### Dataset extract ###
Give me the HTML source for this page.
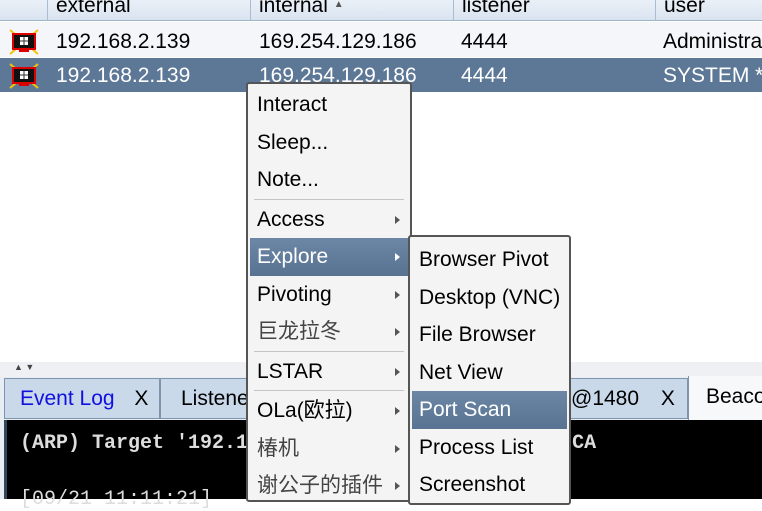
###
### Dataset extract ###
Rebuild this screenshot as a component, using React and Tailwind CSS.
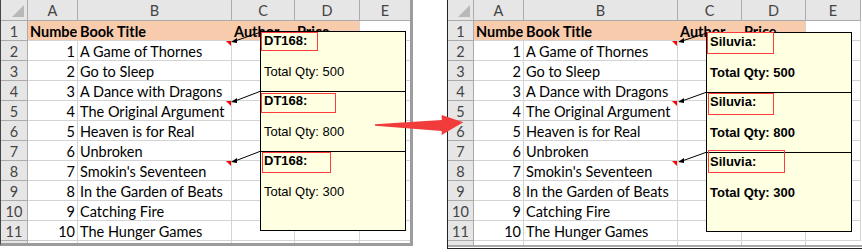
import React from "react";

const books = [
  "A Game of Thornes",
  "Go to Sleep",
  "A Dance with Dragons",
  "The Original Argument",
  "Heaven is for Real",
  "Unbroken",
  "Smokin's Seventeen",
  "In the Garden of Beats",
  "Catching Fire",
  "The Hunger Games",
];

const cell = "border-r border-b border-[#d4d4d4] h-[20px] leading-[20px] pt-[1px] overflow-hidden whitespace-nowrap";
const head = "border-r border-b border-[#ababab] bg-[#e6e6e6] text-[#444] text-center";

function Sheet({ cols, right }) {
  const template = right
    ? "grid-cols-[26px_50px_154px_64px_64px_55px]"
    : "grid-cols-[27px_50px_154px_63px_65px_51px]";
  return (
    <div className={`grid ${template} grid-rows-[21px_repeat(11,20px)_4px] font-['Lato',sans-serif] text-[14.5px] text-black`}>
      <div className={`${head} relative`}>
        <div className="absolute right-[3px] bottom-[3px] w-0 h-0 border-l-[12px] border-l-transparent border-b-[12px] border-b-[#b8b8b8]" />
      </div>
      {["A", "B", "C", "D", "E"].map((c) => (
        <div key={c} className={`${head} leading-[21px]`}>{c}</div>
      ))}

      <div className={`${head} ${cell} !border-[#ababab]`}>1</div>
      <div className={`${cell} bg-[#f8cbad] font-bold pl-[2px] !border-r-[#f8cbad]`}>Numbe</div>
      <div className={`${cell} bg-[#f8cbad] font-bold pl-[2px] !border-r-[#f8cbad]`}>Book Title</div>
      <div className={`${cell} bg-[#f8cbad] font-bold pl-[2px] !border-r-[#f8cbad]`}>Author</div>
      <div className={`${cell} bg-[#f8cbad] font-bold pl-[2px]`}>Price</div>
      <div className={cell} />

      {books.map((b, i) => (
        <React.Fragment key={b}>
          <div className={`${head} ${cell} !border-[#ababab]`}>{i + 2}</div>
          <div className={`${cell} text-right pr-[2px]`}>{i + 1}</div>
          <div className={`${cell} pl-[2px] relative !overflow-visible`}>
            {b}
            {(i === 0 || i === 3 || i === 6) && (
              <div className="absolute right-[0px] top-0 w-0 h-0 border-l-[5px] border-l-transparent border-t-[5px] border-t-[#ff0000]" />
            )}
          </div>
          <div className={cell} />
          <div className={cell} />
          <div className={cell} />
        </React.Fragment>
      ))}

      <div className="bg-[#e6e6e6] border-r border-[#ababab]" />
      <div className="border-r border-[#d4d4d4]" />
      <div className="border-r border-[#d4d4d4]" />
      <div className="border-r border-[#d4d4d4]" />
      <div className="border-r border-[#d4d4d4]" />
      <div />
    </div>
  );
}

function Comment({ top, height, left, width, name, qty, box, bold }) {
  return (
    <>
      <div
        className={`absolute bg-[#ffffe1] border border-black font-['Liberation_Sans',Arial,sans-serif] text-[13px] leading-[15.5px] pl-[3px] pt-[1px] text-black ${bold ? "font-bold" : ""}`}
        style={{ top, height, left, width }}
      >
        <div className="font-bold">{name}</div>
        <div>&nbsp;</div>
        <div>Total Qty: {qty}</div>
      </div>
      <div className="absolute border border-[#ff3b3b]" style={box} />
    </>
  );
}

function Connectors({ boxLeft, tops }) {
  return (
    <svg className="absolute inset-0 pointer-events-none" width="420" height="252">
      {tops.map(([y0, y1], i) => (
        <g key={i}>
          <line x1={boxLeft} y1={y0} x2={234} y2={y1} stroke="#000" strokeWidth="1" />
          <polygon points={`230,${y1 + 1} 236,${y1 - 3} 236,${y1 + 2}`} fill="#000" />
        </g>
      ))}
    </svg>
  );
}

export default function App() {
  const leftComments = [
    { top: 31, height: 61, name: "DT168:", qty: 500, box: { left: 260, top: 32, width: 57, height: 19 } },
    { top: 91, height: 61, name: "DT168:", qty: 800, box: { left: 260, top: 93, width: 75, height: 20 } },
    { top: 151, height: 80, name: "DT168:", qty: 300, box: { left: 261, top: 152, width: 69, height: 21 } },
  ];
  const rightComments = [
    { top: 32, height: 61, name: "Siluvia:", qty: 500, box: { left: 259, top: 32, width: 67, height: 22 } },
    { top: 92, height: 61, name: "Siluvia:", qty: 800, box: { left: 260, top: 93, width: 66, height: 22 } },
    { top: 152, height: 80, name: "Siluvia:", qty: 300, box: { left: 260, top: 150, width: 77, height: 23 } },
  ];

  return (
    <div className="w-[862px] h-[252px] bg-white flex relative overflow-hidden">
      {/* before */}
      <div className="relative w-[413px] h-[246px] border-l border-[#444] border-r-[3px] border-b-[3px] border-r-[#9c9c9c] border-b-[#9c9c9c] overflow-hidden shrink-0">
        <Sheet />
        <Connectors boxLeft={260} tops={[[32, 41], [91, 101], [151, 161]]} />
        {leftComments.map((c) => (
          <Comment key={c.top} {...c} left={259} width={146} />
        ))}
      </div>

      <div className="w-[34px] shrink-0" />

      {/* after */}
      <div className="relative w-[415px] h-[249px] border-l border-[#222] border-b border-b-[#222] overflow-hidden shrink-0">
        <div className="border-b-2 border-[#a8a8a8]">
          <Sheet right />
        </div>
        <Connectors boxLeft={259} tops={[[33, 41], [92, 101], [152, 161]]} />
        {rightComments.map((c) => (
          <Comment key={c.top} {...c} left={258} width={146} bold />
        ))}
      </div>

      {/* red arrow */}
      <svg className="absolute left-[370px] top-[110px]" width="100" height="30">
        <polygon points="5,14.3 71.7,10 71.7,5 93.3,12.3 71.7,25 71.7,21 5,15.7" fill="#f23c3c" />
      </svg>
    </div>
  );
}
###
### Dataset extract ###
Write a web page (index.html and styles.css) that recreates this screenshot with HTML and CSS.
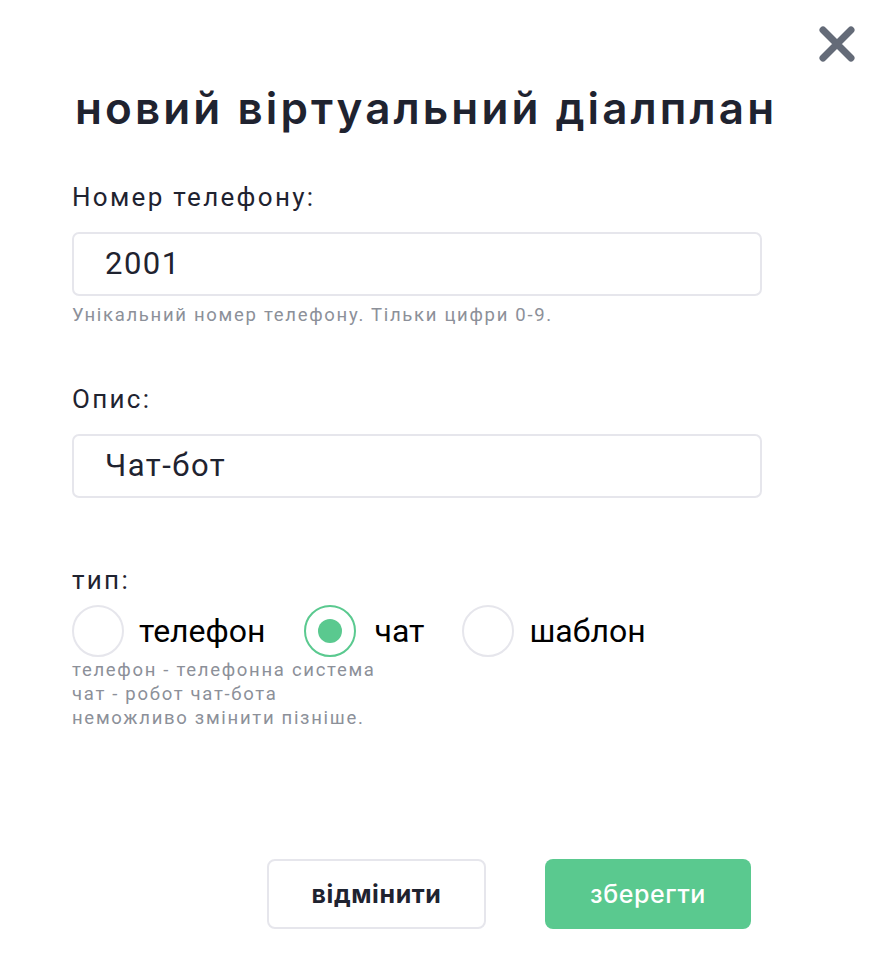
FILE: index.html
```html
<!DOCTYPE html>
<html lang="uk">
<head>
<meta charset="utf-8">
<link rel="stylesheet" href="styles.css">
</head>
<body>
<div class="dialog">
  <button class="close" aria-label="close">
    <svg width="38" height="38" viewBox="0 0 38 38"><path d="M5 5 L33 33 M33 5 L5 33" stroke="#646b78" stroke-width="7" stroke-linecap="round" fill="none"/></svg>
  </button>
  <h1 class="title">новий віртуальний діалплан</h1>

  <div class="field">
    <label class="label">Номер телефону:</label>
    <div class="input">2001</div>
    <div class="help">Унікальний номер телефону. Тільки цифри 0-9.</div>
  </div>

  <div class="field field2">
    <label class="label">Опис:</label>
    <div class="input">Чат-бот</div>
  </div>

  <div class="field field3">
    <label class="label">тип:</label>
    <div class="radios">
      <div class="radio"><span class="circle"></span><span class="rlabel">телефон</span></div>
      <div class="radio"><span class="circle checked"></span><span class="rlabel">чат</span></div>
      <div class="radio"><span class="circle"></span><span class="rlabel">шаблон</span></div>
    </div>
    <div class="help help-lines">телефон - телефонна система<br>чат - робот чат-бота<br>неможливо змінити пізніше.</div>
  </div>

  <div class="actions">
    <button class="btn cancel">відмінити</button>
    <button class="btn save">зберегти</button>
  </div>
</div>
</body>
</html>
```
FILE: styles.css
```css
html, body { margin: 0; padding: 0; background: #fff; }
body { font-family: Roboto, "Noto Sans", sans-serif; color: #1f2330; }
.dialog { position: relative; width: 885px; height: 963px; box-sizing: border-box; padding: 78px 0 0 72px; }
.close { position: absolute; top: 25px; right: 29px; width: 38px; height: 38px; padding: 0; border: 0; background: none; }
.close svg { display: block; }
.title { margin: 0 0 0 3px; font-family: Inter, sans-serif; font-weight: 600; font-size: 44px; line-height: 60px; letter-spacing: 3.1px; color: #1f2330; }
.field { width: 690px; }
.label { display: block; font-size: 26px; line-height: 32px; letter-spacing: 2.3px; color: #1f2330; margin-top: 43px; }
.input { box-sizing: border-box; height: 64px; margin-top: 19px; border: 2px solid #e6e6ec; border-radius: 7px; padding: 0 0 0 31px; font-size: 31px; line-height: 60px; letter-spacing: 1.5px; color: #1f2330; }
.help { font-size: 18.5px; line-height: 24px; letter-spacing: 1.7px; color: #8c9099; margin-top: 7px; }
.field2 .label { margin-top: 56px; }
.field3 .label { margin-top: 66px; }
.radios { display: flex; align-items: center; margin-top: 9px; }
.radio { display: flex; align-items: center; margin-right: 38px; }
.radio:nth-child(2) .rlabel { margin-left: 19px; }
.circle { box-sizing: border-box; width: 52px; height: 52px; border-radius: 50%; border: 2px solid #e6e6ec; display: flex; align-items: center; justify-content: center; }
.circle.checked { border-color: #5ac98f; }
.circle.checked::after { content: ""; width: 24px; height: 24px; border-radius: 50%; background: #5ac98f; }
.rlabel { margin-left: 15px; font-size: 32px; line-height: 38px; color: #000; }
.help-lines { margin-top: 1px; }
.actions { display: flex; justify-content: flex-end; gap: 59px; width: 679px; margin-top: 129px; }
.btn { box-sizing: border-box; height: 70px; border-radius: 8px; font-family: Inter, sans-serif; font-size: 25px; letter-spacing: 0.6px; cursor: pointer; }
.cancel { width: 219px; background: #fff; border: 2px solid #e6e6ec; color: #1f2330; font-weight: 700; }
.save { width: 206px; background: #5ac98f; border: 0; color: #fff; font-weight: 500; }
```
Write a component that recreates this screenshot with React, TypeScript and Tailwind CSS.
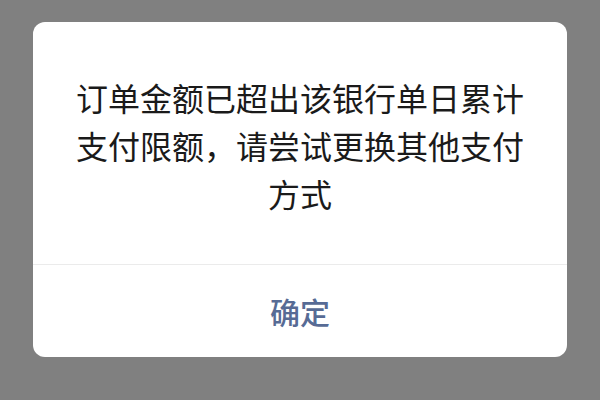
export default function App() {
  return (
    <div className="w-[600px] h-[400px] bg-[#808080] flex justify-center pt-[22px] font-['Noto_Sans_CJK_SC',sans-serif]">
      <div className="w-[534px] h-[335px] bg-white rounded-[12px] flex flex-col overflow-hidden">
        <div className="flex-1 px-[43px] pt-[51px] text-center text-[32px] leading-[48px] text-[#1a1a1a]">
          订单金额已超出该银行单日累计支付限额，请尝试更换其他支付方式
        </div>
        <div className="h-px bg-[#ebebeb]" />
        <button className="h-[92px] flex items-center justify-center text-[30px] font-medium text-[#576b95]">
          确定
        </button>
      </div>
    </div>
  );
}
###
Stated problem - Nothing but the lines from the one with "Rebuild this screenshot" down to the one with "import React from" should be printed, both of them included. Leave out the pictures.

Right answer -
Rebuild this screenshot as a component, using React and Tailwind CSS.
import React from "react";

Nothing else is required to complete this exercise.